Finalement, on reste dans les petites bêtes avec le «ver de château de sable» (sandcastle worm en anglais). Une équipe de chercheurs de l’Université de l’Utah dirigée par Russel Stewart a découvert en 2010 que Phragmatopoma californica, une espèce de ver marin, sécrète une colle qui lui permet de construire son habitat en agglomérant ensemble des grains de sable et de petits fragments de coquillages. L’exploit, c’est que cette colle fonctionne très bien sous l’eau et elle durcit très rapidement. Quel est le rapport avec la santé? Les fractures multiples. En effet, lors d’une telle fracture, il peut être très difficile de recoller les petits fragments d’os et la guérison est très longue. L’équipe de Stewart a donc copié la technique utilisée par ce ver marin et l’a même améliorée en créant une colle deux fois plus efficace, biodégradable et non toxique.
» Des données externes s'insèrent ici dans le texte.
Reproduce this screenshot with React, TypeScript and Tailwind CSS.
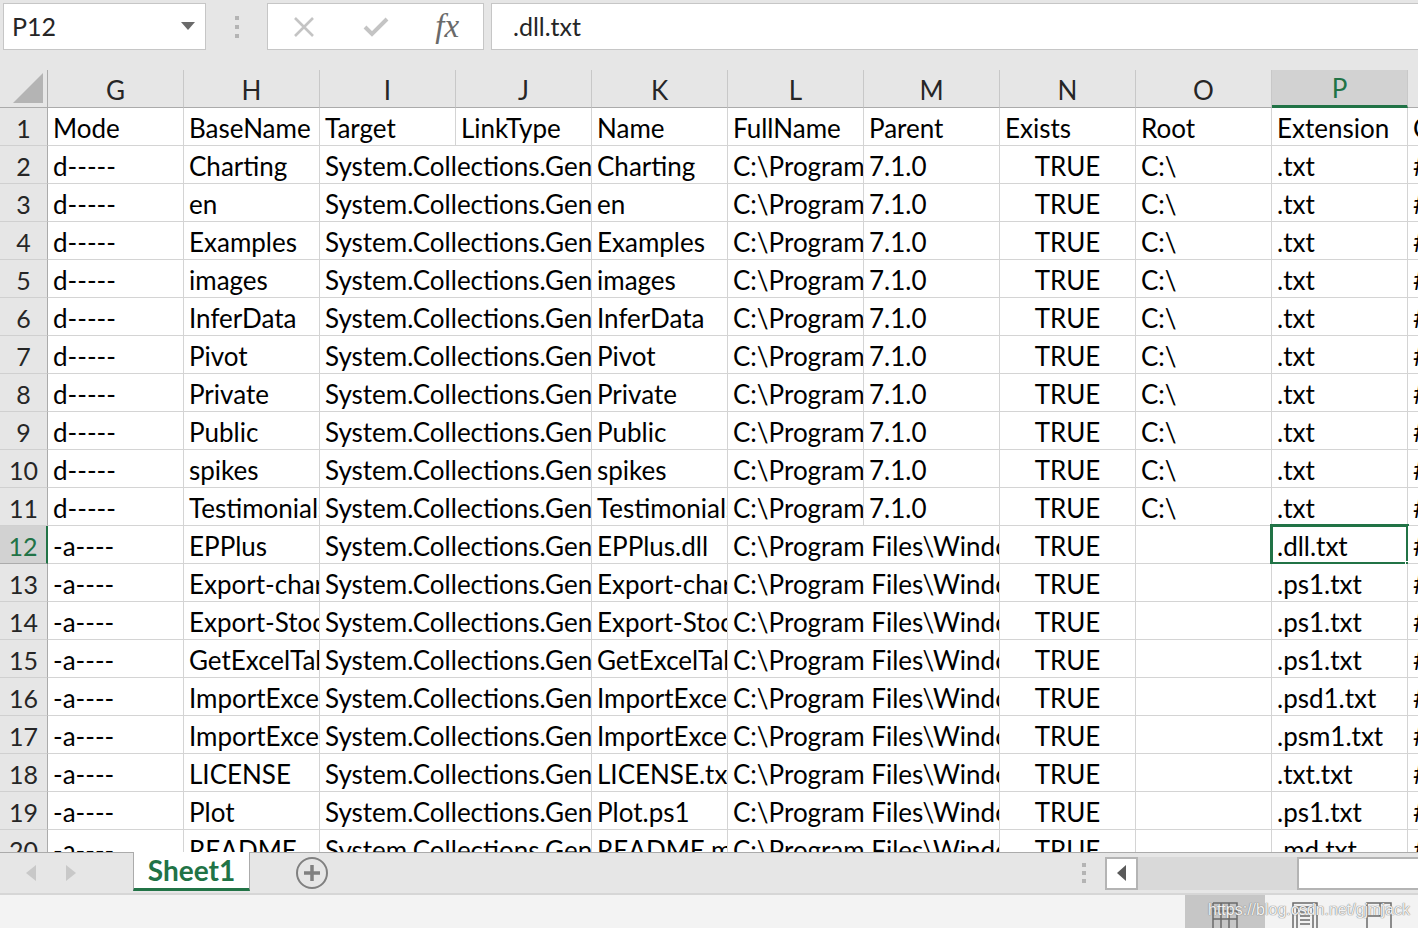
import React from 'react';

type Cell = { t?: string; c?: boolean; span?: number };

const GEN = 'System.Collections.Generic.List`1[System.String]';
const BASE = 'C:\\Program Files\\WindowsPowerShell\\Modules\\ImportExcel\\7.1.0\\';

const dirs = ['Charting', 'en', 'Examples', 'images', 'InferData', 'Pivot', 'Private', 'Public', 'spikes', 'Testimonials'];
const files: [string, string, string][] = [
  ['EPPlus', 'EPPlus.dll', '.dll.txt'],
  ['Export-charts', 'Export-charts.ps1', '.ps1.txt'],
  ['Export-StocksToExcel', 'Export-StocksToExcel.ps1', '.ps1.txt'],
  ['GetExcelTable', 'GetExcelTable.ps1', '.ps1.txt'],
  ['ImportExcel', 'ImportExcel.psd1', '.psd1.txt'],
  ['ImportExcel', 'ImportExcel.psm1', '.psm1.txt'],
  ['LICENSE', 'LICENSE.txt', '.txt.txt'],
  ['Plot', 'Plot.ps1', '.ps1.txt'],
  ['README', 'README.md', '.md.txt'],
];

const rows: Cell[][] = [
  [
    { t: 'Mode' }, { t: 'BaseName' }, { t: 'Target' }, { t: 'LinkType' }, { t: 'Name' },
    { t: 'FullName' }, { t: 'Parent' }, { t: 'Exists' }, { t: 'Root' }, { t: 'Extension' }, { t: 'CreationTime' },
  ],
  ...dirs.map((d) => [
    { t: 'd-----' }, { t: d }, { t: GEN, span: 2 }, { t: d },
    { t: BASE + d }, { t: '7.1.0' }, { t: 'TRUE', c: true }, { t: 'C:\\' }, { t: '.txt' }, { t: '########' },
  ]),
  ...files.map(([b, n, e]) => [
    { t: '-a----' }, { t: b }, { t: GEN, span: 2 }, { t: n },
    { t: BASE + n, span: 2 }, { t: 'TRUE', c: true }, { t: '' }, { t: e }, { t: '########' },
  ]),
];

const COLS = ['G', 'H', 'I', 'J', 'K', 'L', 'M', 'N', 'O', 'P', 'Q'];
const FONT = "font-['Lato',sans-serif]";

function GridRow({ n, cells }: { n: number; cells: Cell[] }) {
  const sel = n === 12;
  let colIdx = 0;
  return (
    <div className="flex h-[38px] shrink-0">
      <div
        className={`w-[48px] shrink-0 flex items-end justify-center pb-[4px] text-[25px] leading-none border-b ${
          sel
            ? 'bg-[#d2d2d2] text-[#217346] border-r-2 border-r-[#217346] border-b-[#ababab]'
            : 'bg-[#e6e6e6] text-[#262626] border-r border-r-[#ababab] border-b-[#d0d0d0]'
        }`}
      >
        {n}
      </div>
      {cells.map((cell, i) => {
        const col = COLS[colIdx];
        colIdx += cell.span ?? 1;
        const isSel = sel && col === 'P';
        return (
          <div
            key={i}
            className={`relative h-full shrink-0 border-r border-b border-[#d4d4d4] bg-white ${
              cell.span === 2 ? 'w-[272px]' : 'w-[136px]'
            }`}
          >
            <div
              className={`h-full overflow-hidden whitespace-nowrap flex items-end pb-[4px] px-[5px] text-[26px] leading-none text-black ${
                cell.c ? 'justify-center' : 'justify-start'
              }`}
            >
              {cell.t}
            </div>
            {isSel && (
              <>
                <div className="absolute left-[-2px] top-[-2px] right-[-2px] bottom-[-2px] border-[3px] border-[#217346]" />
                <div className="absolute right-[-6px] bottom-[-6px] w-[8px] h-[8px] bg-[#217346] border border-white" />
              </>
            )}
          </div>
        );
      })}
    </div>
  );
}

export default function App() {
  return (
    <div className={`w-[1418px] h-[928px] overflow-hidden flex flex-col bg-[#e6e6e6] ${FONT}`}>
      {/* Formula bar */}
      <div className="h-[70px] shrink-0 flex items-start pt-[3px] pl-[3px] bg-[#e6e6e6]">
        <div className="w-[203px] h-[47px] bg-white border border-[#c6c6c6] flex items-center justify-between pl-[8px] pr-[10px]">
          <span className="text-[25px] text-[#262626] leading-none">P12</span>
          <svg width="14" height="9" viewBox="0 0 14 9">
            <path d="M0 0 L14 0 L7 8 Z" fill="#6a6a6a" />
          </svg>
        </div>
        <div className="w-[61px] h-[47px] flex flex-col items-center justify-center gap-[5px]">
          <div className="w-[4px] h-[4px] bg-[#b4b4b4]" />
          <div className="w-[4px] h-[4px] bg-[#b4b4b4]" />
          <div className="w-[4px] h-[4px] bg-[#b4b4b4]" />
        </div>
        <div className="w-[217px] h-[47px] bg-white border border-[#c6c6c6] flex items-center">
          <div className="w-[72px] flex justify-center">
            <svg width="22" height="22" viewBox="0 0 22 22">
              <path d="M2 2 L20 20 M20 2 L2 20" stroke="#c4c4c4" strokeWidth="2.6" />
            </svg>
          </div>
          <div className="w-[72px] flex justify-center">
            <svg width="26" height="22" viewBox="0 0 26 22">
              <path d="M2 11 L9 18 L24 3" stroke="#c4c4c4" strokeWidth="4" fill="none" />
            </svg>
          </div>
          <div className="w-[72px] flex justify-center">
            <span className="font-['Liberation_Serif',serif] italic text-[33px] leading-none text-[#6a6a6a]">fx</span>
          </div>
        </div>
        <div className="ml-[7px] flex-1 h-[47px] bg-white border border-[#c6c6c6] border-r-0 flex items-center pl-[21px]">
          <span className="text-[25px] text-[#262626] leading-none">.dll.txt</span>
        </div>
      </div>

      {/* Grid */}
      <div className="h-[782px] shrink-0 overflow-hidden flex flex-col">
        {/* column header */}
        <div className="flex h-[38px] shrink-0 bg-[#e6e6e6]">
          <div className="w-[48px] shrink-0 border-r border-b border-[#ababab] flex items-end justify-end p-[4px]">
            <svg width="30" height="30" viewBox="0 0 30 30">
              <path d="M30 0 L30 30 L0 30 Z" fill="#b4b4b4" />
            </svg>
          </div>
          {COLS.map((c) => (
            <div
              key={c}
              className={`w-[136px] shrink-0 flex items-end justify-center pb-[4px] text-[26px] leading-none border-r border-r-[#c8c8c8] ${
                c === 'P'
                  ? 'bg-[#d2d2d2] text-[#217346] border-b-[3px] border-b-[#217346]'
                  : 'text-[#262626] border-b border-b-[#ababab]'
              }`}
            >
              {c}
            </div>
          ))}
        </div>
        {rows.map((r, i) => (
          <GridRow key={i} n={i + 1} cells={r} />
        ))}
      </div>

      {/* Sheet tabs bar */}
      <div className="h-[41px] shrink-0 flex items-stretch bg-[#e6e6e6] border-t border-[#ababab]">
        <div className="w-[133px] shrink-0 flex items-center pl-[26px] gap-[30px]">
          <svg width="10" height="16" viewBox="0 0 10 16">
            <path d="M10 0 L10 16 L0 8 Z" fill="#c8c8c8" />
          </svg>
          <svg width="10" height="16" viewBox="0 0 10 16">
            <path d="M0 0 L0 16 L10 8 Z" fill="#c8c8c8" />
          </svg>
        </div>
        <div className="w-[117px] shrink-0 bg-white border-x border-[#ababab] border-b-[3px] border-b-[#217346] mt-[-1px] mb-[2px] flex items-center justify-center">
          <span className="text-[28px] font-bold text-[#217346] leading-none">Sheet1</span>
        </div>
        <div className="w-[124px] shrink-0 flex items-center justify-center">
          <svg width="34" height="34" viewBox="0 0 34 34">
            <circle cx="17" cy="17" r="15" stroke="#808080" strokeWidth="2" fill="none" />
            <path d="M17 9 L17 25 M9 17 L25 17" stroke="#808080" strokeWidth="3.5" />
          </svg>
        </div>
        <div className="flex-1" />
        <div className="w-[44px] shrink-0 flex flex-col items-center justify-center gap-[4px] mr-[-1px]">
          <div className="w-[4px] h-[4px] bg-[#b4b4b4]" />
          <div className="w-[4px] h-[4px] bg-[#b4b4b4]" />
          <div className="w-[4px] h-[4px] bg-[#b4b4b4]" />
        </div>
        <div className="w-[313px] shrink-0 flex items-center py-[3px]">
          <div className="w-[33px] h-[33px] bg-white border-2 border-[#b4b4b4] flex items-center justify-center">
            <svg width="9" height="16" viewBox="0 0 9 16">
              <path d="M9 0 L9 16 L0 8 Z" fill="#5a5a5a" />
            </svg>
          </div>
          <div className="w-[159px] h-[33px] bg-[#d9d9d9]" />
          <div className="flex-1 h-[33px] bg-white border-2 border-[#b4b4b4] border-r-0" />
        </div>
      </div>

      {/* Status bar */}
      <div className="relative flex-1 bg-[#f3f3f3] border-t-2 border-[#d6d6d6] flex items-stretch">
        <div className="flex-1" />
        <div className="w-[80px] bg-[#c6c6c6] flex items-end justify-center">
          <svg width="26" height="26" viewBox="0 0 26 26">
            <path d="M1 1 H25 V26 M1 1 V26 M1 9 H25 M1 17 H25 M9 1 V26 M17 1 V26" stroke="#6b6b6b" strokeWidth="1.5" fill="none" />
          </svg>
        </div>
        <div className="w-[80px] flex items-end justify-center">
          <svg width="26" height="26" viewBox="0 0 26 26">
            <path d="M1 26 V1 H25 V26 M5 26 V5 H21 V26 M8 10 H18 M8 14 H18 M8 18 H18 M8 22 H18" stroke="#6b6b6b" strokeWidth="1.5" fill="none" />
          </svg>
        </div>
        <div className="w-[73px] flex items-end justify-center pr-[6px]">
          <svg width="26" height="26" viewBox="0 0 26 26">
            <path d="M1 26 V1 H25 V26 M1 14 H14 V1" stroke="#6b6b6b" strokeWidth="1.5" fill="none" />
          </svg>
        </div>
        <div className="absolute left-[1208px] top-[7px] font-['Liberation_Sans',sans-serif] text-[16px] leading-none text-white/90 [text-shadow:0_0_1px_#777,0_0_1px_#777]">
          https://blog.csdn.net/gjmjack
        </div>
      </div>
    </div>
  );
}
Repenser les processus d’innovation et de design ainsi que la R&D

Suite au succès de son livre Biomimicry: Innovation Inspired by Nature , Janine Benyus a décidé de créer en 2006 le Biomimicry Institute, un organisme à but non lucratif dont la mission est de «rendre normal l’acte de se demander si une solution existe dans la nature dans tout projet d’invention». L’institut a même développé le portail asknature qui permet de poser une question à un moteur de recherche dans le but de découvrir quelle(s) solution(s) a trouvé la nature pour répondre à une problématique. Il s’agit en quelque sorte d’une démarche d’apprentissage, car comme le souligne Benyus: «il existe une différence fondamentale entre apprendre sur la nature et apprendre de la nature.» On voit donc que tout comme d’autres domaines, l’innovation en santé a fortement à gagner du biomimétisme et de l’approche qui consiste à se demander si une solution n’existe pas déjà dans la nature. Ce doit être aussi une forte raison de mieux protéger la biodiversité, car à cause de nos activités (fracturation des habitats, réchauffement climatique, pollution), nous sommes littéralement en train de détruire des génies! Et l’heure est grave, car selon les plus récentes recherches, la perte de la biodiversité est une des pires conséquences de l’Anthropocène, l’ère géologique qui marque désormais notre empreinte sur la biosphère. Devrait-on systématiquement inclure un biologiste dans chaque projet de R&D ou au sein des départements de design? Poser la question, c’est y répondre.